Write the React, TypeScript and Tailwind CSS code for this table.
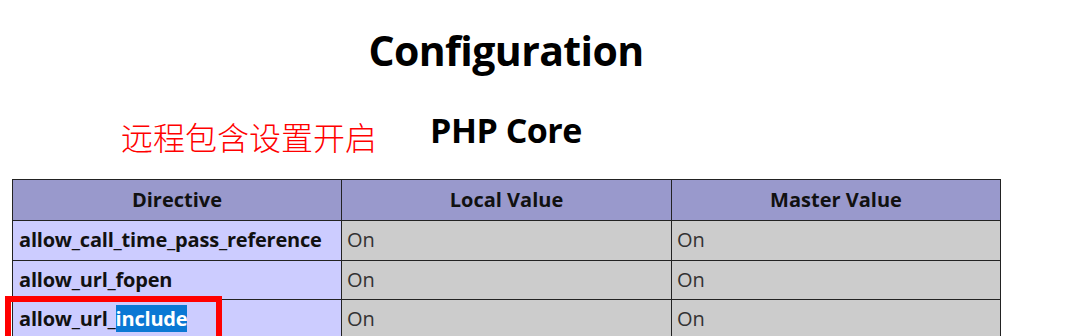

::::::::

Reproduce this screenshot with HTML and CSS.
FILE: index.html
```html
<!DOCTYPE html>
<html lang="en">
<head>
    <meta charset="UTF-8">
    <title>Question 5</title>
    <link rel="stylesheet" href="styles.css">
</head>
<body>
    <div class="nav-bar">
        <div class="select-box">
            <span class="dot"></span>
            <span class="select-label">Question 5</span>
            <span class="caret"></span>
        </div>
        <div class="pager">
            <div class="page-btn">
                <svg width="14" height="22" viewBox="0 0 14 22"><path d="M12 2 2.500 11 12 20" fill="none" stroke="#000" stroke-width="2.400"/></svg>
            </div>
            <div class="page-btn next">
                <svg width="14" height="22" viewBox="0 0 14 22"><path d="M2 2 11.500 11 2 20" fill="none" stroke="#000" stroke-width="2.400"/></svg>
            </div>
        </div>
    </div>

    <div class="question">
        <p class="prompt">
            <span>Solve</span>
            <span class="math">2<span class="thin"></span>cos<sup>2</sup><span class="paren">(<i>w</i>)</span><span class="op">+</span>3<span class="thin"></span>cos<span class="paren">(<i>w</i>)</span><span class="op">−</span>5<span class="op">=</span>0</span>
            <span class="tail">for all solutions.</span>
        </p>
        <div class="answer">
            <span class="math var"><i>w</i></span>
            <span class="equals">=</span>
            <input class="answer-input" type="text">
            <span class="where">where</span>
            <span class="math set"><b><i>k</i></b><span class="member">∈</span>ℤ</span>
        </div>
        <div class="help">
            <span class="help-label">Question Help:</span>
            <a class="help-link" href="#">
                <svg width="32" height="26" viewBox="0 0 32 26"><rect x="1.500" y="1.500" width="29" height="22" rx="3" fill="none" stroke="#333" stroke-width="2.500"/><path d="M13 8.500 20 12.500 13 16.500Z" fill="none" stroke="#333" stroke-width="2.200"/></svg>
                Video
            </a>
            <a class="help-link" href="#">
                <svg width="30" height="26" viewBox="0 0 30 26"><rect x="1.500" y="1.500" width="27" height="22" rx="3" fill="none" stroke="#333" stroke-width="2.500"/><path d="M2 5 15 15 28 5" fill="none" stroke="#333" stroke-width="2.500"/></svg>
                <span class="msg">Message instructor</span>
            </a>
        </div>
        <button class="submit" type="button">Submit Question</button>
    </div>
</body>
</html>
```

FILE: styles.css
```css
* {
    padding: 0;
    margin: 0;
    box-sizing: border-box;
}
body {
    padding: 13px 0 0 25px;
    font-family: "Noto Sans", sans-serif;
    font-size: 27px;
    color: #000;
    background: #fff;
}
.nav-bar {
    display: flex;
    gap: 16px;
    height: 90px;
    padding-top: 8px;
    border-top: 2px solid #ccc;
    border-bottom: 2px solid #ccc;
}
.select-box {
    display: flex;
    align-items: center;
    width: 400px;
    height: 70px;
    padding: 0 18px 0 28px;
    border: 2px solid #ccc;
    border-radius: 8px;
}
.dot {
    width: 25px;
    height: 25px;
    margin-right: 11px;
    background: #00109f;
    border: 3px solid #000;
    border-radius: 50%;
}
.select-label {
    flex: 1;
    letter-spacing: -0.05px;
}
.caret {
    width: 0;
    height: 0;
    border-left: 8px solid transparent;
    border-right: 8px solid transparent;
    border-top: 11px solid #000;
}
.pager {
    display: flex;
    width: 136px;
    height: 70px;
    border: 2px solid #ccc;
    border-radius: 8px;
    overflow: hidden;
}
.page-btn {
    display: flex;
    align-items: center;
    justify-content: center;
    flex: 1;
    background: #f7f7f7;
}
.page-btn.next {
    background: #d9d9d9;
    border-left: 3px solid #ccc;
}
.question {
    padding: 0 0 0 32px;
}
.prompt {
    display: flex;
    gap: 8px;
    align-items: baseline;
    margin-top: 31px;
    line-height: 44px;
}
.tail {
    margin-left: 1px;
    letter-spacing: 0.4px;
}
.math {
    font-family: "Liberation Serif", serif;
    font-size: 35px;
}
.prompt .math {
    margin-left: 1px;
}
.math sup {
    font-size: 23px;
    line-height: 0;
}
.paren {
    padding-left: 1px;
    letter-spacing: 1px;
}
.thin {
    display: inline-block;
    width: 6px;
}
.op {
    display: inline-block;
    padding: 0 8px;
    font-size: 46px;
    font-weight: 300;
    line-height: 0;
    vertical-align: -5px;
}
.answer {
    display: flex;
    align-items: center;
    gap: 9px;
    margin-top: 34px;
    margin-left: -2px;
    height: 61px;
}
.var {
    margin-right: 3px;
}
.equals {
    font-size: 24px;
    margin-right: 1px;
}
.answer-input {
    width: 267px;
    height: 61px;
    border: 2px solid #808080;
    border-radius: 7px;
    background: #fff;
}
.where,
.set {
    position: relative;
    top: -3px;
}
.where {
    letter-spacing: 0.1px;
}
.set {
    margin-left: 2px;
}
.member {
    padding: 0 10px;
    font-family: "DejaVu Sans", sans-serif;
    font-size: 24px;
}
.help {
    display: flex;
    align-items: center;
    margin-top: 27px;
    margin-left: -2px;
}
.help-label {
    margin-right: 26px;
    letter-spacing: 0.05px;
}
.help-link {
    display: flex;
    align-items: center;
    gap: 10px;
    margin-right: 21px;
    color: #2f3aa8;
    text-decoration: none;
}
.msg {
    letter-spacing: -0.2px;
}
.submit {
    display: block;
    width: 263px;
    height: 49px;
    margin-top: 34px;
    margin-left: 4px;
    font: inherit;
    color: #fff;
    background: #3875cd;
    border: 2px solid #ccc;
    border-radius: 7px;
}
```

::::::::

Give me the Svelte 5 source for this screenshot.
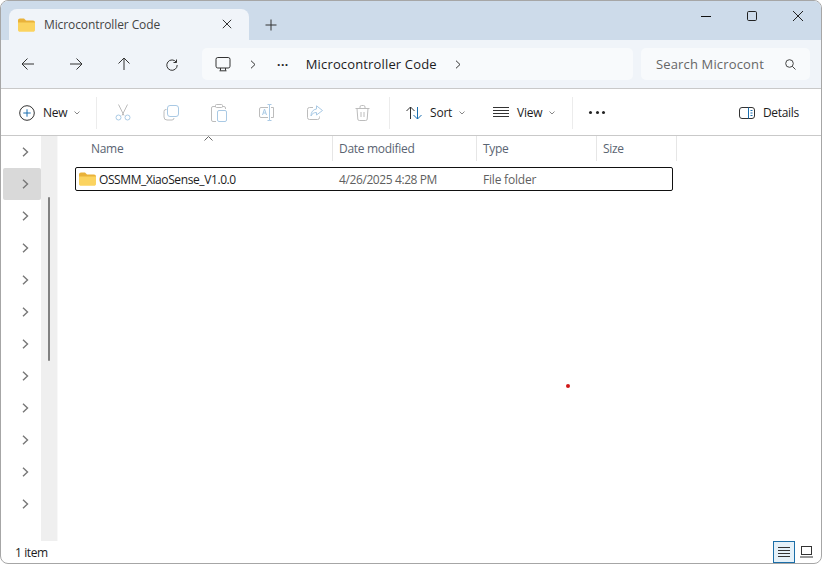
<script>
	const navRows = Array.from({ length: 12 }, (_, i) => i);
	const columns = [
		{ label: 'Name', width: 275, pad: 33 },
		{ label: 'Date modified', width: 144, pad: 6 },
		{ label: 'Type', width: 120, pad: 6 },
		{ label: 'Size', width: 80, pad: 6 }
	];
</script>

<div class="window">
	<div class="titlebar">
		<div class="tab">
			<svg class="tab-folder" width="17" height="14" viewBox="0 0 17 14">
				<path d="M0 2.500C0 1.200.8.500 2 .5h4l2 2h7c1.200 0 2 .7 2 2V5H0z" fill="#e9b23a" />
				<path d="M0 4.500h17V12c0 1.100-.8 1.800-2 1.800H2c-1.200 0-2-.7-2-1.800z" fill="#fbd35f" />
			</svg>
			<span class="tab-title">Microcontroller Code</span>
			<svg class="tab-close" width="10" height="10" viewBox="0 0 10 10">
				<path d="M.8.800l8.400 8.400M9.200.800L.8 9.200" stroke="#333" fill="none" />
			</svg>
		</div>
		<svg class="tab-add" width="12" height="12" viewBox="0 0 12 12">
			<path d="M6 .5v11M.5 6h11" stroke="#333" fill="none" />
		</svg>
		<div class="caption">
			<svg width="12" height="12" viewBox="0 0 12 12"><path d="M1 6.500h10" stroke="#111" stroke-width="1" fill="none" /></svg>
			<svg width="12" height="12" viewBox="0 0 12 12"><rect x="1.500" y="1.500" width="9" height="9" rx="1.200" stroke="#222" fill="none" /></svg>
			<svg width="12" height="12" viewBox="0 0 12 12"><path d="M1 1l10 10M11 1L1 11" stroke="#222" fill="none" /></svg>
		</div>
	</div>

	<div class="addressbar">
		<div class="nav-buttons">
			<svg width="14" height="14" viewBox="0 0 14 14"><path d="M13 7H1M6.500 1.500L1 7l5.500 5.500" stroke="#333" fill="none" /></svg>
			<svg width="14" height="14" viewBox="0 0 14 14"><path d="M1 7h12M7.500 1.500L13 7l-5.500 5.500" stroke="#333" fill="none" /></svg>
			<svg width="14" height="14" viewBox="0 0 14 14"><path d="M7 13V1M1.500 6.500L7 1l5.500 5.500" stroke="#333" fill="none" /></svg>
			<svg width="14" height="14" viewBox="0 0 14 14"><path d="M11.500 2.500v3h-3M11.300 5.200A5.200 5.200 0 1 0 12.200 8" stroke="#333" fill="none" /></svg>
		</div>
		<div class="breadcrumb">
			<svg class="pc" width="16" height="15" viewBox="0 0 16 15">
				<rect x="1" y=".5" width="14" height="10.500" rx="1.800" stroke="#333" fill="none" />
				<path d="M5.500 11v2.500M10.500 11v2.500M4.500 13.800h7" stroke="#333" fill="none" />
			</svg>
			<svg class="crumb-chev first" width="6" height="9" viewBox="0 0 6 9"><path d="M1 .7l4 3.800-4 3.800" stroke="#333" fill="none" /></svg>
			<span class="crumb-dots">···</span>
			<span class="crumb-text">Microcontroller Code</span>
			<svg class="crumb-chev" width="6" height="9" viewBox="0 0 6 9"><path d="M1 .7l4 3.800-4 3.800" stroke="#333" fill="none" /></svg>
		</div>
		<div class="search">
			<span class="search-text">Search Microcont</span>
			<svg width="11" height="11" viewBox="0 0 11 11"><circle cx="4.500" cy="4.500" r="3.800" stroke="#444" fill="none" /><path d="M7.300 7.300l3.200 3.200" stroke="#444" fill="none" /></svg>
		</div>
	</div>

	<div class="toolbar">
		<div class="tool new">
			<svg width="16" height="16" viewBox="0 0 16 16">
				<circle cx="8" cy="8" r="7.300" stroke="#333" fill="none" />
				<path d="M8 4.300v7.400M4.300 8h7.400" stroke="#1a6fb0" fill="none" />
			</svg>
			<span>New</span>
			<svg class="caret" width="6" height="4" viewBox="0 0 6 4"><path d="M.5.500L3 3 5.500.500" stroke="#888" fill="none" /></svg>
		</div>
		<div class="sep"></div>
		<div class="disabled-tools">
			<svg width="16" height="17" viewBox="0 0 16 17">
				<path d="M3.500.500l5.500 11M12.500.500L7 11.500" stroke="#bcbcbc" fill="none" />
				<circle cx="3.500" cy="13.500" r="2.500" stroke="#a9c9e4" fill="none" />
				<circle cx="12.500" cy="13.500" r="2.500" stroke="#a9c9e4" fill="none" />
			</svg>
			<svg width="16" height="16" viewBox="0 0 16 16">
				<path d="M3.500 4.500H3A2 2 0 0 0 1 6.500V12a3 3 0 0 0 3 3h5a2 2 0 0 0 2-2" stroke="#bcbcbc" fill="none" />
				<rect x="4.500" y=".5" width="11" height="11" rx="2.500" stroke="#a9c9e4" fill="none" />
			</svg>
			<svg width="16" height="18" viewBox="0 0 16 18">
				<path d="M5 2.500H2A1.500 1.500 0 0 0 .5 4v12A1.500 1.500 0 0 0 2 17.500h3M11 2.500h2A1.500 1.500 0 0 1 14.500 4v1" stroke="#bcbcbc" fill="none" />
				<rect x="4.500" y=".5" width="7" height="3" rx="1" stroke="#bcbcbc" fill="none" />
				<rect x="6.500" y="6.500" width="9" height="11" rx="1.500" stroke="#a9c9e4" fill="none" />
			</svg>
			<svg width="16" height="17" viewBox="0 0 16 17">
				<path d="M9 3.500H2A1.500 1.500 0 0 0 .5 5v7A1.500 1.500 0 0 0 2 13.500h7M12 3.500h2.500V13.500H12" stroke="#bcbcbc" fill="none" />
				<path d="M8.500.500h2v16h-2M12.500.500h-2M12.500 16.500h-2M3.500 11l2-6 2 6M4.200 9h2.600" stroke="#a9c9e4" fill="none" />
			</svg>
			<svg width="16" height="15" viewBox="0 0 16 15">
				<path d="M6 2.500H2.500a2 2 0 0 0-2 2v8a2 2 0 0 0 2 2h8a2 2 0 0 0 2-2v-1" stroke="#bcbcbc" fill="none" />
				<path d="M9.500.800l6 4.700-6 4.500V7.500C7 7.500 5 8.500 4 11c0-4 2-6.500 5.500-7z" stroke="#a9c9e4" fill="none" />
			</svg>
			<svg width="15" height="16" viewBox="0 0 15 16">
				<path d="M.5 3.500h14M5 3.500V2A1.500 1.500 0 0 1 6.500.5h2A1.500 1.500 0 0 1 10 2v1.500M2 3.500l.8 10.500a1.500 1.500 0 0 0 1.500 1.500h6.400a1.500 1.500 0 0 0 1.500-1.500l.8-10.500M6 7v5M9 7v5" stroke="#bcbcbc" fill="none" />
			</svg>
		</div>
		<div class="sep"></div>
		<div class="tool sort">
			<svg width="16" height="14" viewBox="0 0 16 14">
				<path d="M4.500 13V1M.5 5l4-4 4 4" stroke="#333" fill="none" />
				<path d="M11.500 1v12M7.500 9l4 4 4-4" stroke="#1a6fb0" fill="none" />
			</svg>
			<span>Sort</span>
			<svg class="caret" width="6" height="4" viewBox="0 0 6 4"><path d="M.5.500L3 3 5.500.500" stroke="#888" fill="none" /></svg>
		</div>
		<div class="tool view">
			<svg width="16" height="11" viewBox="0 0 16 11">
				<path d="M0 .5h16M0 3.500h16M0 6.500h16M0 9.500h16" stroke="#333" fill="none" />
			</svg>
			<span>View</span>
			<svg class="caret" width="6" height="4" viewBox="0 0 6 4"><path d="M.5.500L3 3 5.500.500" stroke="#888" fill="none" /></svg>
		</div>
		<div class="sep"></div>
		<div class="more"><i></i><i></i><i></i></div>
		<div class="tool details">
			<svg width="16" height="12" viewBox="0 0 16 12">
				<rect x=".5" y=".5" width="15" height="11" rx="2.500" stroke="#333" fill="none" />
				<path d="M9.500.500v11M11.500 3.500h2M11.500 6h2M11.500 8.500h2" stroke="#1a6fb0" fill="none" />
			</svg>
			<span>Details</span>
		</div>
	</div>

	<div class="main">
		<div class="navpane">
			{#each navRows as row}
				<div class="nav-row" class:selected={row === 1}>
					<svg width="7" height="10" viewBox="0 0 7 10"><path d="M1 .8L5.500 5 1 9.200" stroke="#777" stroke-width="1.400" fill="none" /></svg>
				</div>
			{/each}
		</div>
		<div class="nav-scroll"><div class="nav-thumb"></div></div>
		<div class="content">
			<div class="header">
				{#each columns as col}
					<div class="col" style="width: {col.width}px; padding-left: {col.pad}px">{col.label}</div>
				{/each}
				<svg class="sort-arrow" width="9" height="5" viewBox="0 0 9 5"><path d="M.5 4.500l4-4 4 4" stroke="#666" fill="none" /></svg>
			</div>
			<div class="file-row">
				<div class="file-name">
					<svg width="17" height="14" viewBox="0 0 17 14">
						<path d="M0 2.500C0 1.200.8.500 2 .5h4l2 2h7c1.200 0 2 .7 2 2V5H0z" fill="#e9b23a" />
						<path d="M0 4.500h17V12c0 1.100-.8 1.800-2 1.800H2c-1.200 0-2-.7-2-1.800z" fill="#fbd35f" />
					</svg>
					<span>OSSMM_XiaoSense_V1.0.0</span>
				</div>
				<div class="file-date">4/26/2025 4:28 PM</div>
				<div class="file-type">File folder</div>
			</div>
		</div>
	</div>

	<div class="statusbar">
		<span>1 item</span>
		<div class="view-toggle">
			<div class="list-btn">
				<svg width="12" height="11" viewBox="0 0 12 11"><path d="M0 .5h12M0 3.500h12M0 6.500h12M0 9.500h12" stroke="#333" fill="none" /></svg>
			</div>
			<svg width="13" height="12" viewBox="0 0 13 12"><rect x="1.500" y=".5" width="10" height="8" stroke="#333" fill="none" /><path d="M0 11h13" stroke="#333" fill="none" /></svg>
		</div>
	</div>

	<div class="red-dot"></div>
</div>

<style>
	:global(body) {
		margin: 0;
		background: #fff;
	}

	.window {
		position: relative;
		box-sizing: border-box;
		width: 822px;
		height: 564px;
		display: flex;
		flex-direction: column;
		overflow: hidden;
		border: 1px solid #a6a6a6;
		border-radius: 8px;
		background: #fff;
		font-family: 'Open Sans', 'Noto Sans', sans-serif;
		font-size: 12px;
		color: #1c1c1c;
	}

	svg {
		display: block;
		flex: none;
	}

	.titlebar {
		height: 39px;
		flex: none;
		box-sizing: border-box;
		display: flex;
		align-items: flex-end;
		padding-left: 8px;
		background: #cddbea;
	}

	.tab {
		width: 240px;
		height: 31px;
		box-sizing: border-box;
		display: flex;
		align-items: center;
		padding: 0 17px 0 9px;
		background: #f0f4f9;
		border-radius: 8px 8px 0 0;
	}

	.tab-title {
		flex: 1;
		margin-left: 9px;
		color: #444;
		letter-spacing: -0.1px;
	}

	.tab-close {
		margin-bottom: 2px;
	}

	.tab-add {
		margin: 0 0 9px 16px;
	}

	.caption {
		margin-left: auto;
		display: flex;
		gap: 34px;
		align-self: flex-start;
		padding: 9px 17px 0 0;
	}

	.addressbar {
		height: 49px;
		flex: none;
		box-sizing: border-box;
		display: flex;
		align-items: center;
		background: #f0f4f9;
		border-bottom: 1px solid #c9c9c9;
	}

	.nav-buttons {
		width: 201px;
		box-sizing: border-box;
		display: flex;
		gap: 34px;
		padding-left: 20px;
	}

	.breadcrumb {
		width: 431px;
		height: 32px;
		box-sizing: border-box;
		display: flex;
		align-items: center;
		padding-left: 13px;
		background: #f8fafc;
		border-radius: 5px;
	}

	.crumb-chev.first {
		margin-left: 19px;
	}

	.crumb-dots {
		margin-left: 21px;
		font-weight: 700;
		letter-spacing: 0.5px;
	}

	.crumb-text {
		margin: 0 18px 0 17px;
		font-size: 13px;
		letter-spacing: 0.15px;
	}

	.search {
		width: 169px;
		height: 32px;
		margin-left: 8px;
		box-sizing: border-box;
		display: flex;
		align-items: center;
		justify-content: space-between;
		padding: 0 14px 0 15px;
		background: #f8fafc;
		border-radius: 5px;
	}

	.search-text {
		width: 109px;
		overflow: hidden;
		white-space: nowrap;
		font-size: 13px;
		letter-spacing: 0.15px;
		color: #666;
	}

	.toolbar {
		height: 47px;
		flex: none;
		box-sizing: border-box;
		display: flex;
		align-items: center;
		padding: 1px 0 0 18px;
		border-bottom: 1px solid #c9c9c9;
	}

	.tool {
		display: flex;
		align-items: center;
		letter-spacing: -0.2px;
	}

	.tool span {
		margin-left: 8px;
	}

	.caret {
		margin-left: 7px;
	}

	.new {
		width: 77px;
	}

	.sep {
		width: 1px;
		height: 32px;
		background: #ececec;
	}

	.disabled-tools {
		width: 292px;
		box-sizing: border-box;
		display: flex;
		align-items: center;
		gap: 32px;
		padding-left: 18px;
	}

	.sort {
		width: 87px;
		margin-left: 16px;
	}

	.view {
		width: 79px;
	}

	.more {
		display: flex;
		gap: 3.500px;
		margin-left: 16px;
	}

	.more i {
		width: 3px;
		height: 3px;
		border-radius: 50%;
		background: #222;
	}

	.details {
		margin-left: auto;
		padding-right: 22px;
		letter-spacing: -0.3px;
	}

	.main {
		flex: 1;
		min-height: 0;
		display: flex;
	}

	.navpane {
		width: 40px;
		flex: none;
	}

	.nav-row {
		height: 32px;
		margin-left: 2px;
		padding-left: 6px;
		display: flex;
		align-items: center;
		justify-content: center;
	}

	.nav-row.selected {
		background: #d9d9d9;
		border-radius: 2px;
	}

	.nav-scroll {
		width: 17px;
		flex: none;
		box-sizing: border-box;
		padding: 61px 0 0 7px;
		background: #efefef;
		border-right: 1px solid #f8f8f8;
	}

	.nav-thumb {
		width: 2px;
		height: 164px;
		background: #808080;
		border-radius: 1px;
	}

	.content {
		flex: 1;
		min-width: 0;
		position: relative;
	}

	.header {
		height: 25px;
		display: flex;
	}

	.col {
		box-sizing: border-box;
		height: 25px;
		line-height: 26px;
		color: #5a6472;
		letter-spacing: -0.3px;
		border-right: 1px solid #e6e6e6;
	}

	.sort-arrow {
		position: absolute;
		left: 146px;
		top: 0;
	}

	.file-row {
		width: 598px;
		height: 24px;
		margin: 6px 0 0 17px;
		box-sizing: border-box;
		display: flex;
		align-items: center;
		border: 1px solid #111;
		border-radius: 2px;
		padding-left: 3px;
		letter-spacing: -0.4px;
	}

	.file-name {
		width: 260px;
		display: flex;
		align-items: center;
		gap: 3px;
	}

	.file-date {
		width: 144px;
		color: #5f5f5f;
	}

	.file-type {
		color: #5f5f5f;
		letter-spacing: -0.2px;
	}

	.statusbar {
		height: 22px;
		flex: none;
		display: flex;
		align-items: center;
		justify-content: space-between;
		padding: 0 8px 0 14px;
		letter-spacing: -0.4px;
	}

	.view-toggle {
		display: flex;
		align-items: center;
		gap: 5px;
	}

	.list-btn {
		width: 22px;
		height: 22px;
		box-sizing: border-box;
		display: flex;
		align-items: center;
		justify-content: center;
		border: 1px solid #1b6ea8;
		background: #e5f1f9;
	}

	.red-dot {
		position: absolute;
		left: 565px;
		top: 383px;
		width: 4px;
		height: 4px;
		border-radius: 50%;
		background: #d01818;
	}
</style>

::::::::

:: Exercise brief ::
Exactly how many lines in the data above contain the word "screenshot"? Respond with the number and nothing more.

:: Result ::
2